Normal distribution of mean zero and variance estimated from errors’ variance in the quantile regression model.

• If you measure the variance from the errors, you are going to get a prediction interval. A confidence interval measures uncertainty about a parameter, in this case the median. So the variance has to be about parameter uncertainty, not observational uncertainty.

• Pingback: Model variance for ARIMA models | Hyndsight()

• Rakesh Tripathi

I found the procedure to calculate prediction interval for holt winters method (Chatfiled et al 1990/91, Hyndman 2003). But I did not find that how to calculate the confidence interval of parameters involved in these methods. Please provide some pointer. Thanks

• They are estimated using MLE so are normally distributed. You just need the standard errors. But why do you want to compute confidence intervals for parameters of ETS models? The parameters are usually of no interest at all when interpreting data.

• Rakesh Tripathi

I wanted to baseline my time series coming from network latency. I am planning to say ‘Anomaly’, Any thing outside the 1 step ahead prediction interval. However, I do not want to detect lots of Anomaly and something more than 2 times of PI will be declared as Anomaly (Requirement is not to detect anomaly very accurately but not to detect too many).

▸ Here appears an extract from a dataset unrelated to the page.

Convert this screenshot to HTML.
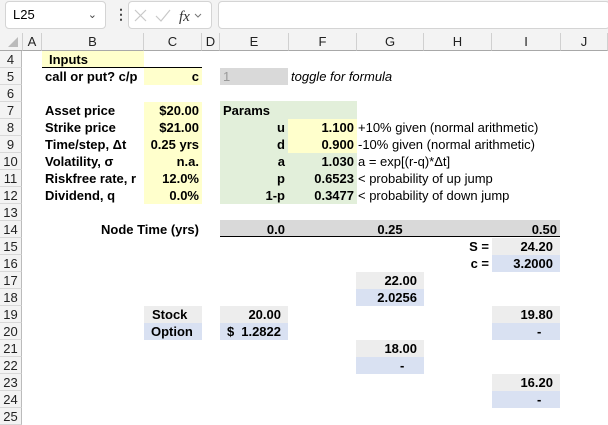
<!DOCTYPE html><html><head><style>
body{margin:0;width:608px;height:414px;overflow:hidden;background:#fff;font-family:"Liberation Sans",Arial,sans-serif;position:relative}
.a{position:absolute;box-sizing:border-box}
.c{position:absolute;box-sizing:border-box;height:17px;line-height:17px;font-size:13px;font-weight:bold;white-space:nowrap;padding:0 3px;color:#000}
.r{text-align:right}.m{text-align:center}
.y{background:#ffffcc}.g{background:#e2efda}.gr{background:#ededed}.bl{background:#d9e1f2}
.n{font-weight:normal}
.rh{position:absolute;left:0;width:22px;height:17px;line-height:17px;font-size:13px;text-align:center;color:#222;border-bottom:1px solid #d8d8d8;border-right:1px solid #bbb;background:#f3f3f3;box-sizing:border-box}
.ch{position:absolute;top:33px;height:18px;line-height:18px;font-size:13px;text-align:center;color:#222;border-right:1px solid #d0d0d0;border-bottom:1px solid #a8a8a8;background:#f3f3f3;box-sizing:border-box}
</style></head><body>
<div class="a" style="left:0;top:0;width:608px;height:33px;background:#f3f3f3"></div>
<div class="a" style="left:5px;top:1px;width:101px;height:28px;background:#fff;border:1px solid #d4d4d4;border-radius:4px;font-size:13px;line-height:26px;padding-left:7px">L25<span style="position:absolute;right:8px;top:0;font-size:11px;color:#444">&#8964;</span></div>
<div class="a" style="left:114px;top:6px;font-size:14px;color:#444;font-weight:bold">⋮</div>
<div class="a" style="left:128px;top:1px;width:84px;height:28px;background:#fff;border:1px solid #d4d4d4;border-radius:4px">
<svg width="84" height="28" style="position:absolute;left:0;top:0"><path d="M6 8l11 11M17 8L6 19" stroke="#c8c8c8" stroke-width="1.2" fill="none"/><path d="M27 14l5 5 9-11" stroke="#c8c8c8" stroke-width="1.2" fill="none"/><text x="50" y="19" font-family="Liberation Serif" font-style="italic" font-size="15" fill="#333">fx</text><path d="M66 12l3 3 3-3" stroke="#777" fill="none"/></svg></div>
<div class="a" style="left:218px;top:1px;width:392px;height:28px;background:#fff;border:1px solid #d4d4d4;border-radius:4px"></div>
<div class="ch" style="left:0;width:23px"><svg width="12" height="12" style="position:absolute;right:3px;bottom:2px"><path d="M11 1V11H1Z" fill="#bbb"/></svg></div>
<div class="ch" style="left:23px;width:19px">A</div>
<div class="ch" style="left:42px;width:102px">B</div>
<div class="ch" style="left:144px;width:58px">C</div>
<div class="ch" style="left:202px;width:18px">D</div>
<div class="ch" style="left:220px;width:69px">E</div>
<div class="ch" style="left:289px;width:68px">F</div>
<div class="ch" style="left:357px;width:67px">G</div>
<div class="ch" style="left:424px;width:68px">H</div>
<div class="ch" style="left:492px;width:69px">I</div>
<div class="ch" style="left:561px;width:47px">J</div>
<div class="rh" style="top:51px">4</div><div class="rh" style="top:68px">5</div><div class="rh" style="top:85px">6</div><div class="rh" style="top:102px">7</div><div class="rh" style="top:119px">8</div><div class="rh" style="top:136px">9</div><div class="rh" style="top:153px">10</div><div class="rh" style="top:170px">11</div><div class="rh" style="top:187px">12</div><div class="rh" style="top:204px">13</div><div class="rh" style="top:221px">14</div><div class="rh" style="top:238px">15</div><div class="rh" style="top:255px">16</div><div class="rh" style="top:272px">17</div><div class="rh" style="top:289px">18</div><div class="rh" style="top:306px">19</div><div class="rh" style="top:323px">20</div><div class="rh" style="top:340px">21</div><div class="rh" style="top:357px">22</div><div class="rh" style="top:374px">23</div><div class="rh" style="top:391px">24</div><div class="rh" style="top:408px">25</div>

<div class="c y" style="left:42px;top:51px;width:102px;padding-left:7px">Inputs</div>
<div class="a" style="left:42px;top:67px;width:160px;height:1px;background:#000"></div>
<div class="c" style="left:42px;top:68px;width:102px">call or put? c/p</div>
<div class="c y r" style="left:144px;top:68px;width:58px">c</div>
<div class="c n" style="left:220px;top:68px;width:68px;background:#d9d9d9;color:#999">1</div>
<div class="c n" style="left:288px;top:68px;font-style:italic">toggle for formula</div>

<div class="c" style="left:42px;top:102px">Asset price</div><div class="c y r" style="left:144px;top:102px;width:58px">$20.00</div>
<div class="c" style="left:42px;top:119px">Strike price</div><div class="c y r" style="left:144px;top:119px;width:58px">$21.00</div>
<div class="c" style="left:42px;top:136px">Time/step, Δt</div><div class="c y r" style="left:144px;top:136px;width:58px">0.25 yrs</div>
<div class="c" style="left:42px;top:153px">Volatility, σ</div><div class="c y r" style="left:144px;top:153px;width:58px">n.a.</div>
<div class="c" style="left:42px;top:170px">Riskfree rate, r</div><div class="c y r" style="left:144px;top:170px;width:58px">12.0%</div>
<div class="c" style="left:42px;top:187px">Dividend, q</div><div class="c y r" style="left:144px;top:187px;width:58px">0.0%</div>

<div class="a g" style="left:220px;top:101px;width:137px;height:103px"></div>
<div class="c" style="left:220px;top:102px">Params</div>
<div class="c r" style="left:220px;top:119px;width:68px">u</div><div class="c y r" style="left:288px;top:119px;width:69px">1.100</div><div class="c n" style="left:355px;top:119px">+10% given (normal arithmetic)</div>
<div class="c r" style="left:220px;top:136px;width:68px">d</div><div class="c y r" style="left:288px;top:136px;width:69px">0.900</div><div class="c n" style="left:355px;top:136px">-10% given (normal arithmetic)</div>
<div class="c r" style="left:220px;top:153px;width:68px">a</div><div class="c r" style="left:288px;top:153px;width:69px">1.030</div><div class="c n" style="left:355px;top:153px">a = exp[(r-q)*Δt]</div>
<div class="c r" style="left:220px;top:170px;width:68px">p</div><div class="c r" style="left:288px;top:170px;width:69px">0.6523</div><div class="c n" style="left:355px;top:170px">&lt; probability of up jump</div>
<div class="c r" style="left:220px;top:187px;width:68px">1-p</div><div class="c r" style="left:288px;top:187px;width:69px">0.3477</div><div class="c n" style="left:355px;top:187px">&lt; probability of down jump</div>

<div class="c r" style="left:42px;top:221px;width:160px">Node Time (yrs)</div>
<div class="a" style="left:220px;top:220px;width:340px;height:17px;background:#d9d9d9;border-bottom:1px solid #000"></div>
<div class="c r" style="left:220px;top:221px;width:68px">0.0</div>
<div class="c m" style="left:356px;top:221px;width:68px">0.25</div>
<div class="c r" style="left:492px;top:221px;width:68px">0.50</div>

<div class="c r" style="left:424px;top:238px;width:68px">S =</div><div class="c gr r" style="left:492px;top:238px;width:68px;padding-right:7px">24.20</div>
<div class="c r" style="left:424px;top:255px;width:68px">c =</div><div class="c bl r" style="left:492px;top:255px;width:68px;padding-right:7px">3.2000</div>
<div class="c gr r" style="left:356px;top:272px;width:68px;padding-right:7px">22.00</div>
<div class="c bl r" style="left:356px;top:289px;width:68px;padding-right:7px">2.0256</div>
<div class="c gr" style="left:144px;top:306px;width:58px;padding-left:8px">Stock</div>
<div class="c bl" style="left:144px;top:323px;width:58px;padding-left:7px">Option</div>
<div class="c gr r" style="left:220px;top:306px;width:68px;padding-right:7px">20.00</div>
<div class="c bl r" style="left:220px;top:323px;width:68px;padding-right:7px"><span style="position:absolute;left:7px">$</span>1.2822</div>
<div class="c gr r" style="left:492px;top:306px;width:68px;padding-right:7px">19.80</div>
<div class="c bl" style="left:492px;top:323px;width:68px;padding-left:45px">-</div>
<div class="c gr r" style="left:356px;top:340px;width:68px;padding-right:7px">18.00</div>
<div class="c bl" style="left:356px;top:357px;width:68px;padding-left:44px">-</div>
<div class="c gr r" style="left:492px;top:374px;width:68px;padding-right:7px">16.20</div>
<div class="c bl" style="left:492px;top:391px;width:68px;padding-left:45px">-</div>
</body></html>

So, you saying that parameters CI are not interesting. Is it because dependent and independent both are same variable, and hence correlating how good is the predictor, does not make sense? I also read following, “Prediction intervals must account for both the uncertainty in knowing the value of the population mean, plus data scatter. So a prediction interval is always wider than a confidence interval.”

• Choose the probability of false anomalies that you are prepared to handle, and set the level of your prediction interval accordingly.

parameter CI are not interesting because the parameters are not what you care about here. You care about the future observations.

• Rakesh Tripathi

I did not understand that how probability of false anomalies are correlated to level of PI. Please suggest some reading.
I want 2% of false anomaly, Now what should be the level of prediction interval?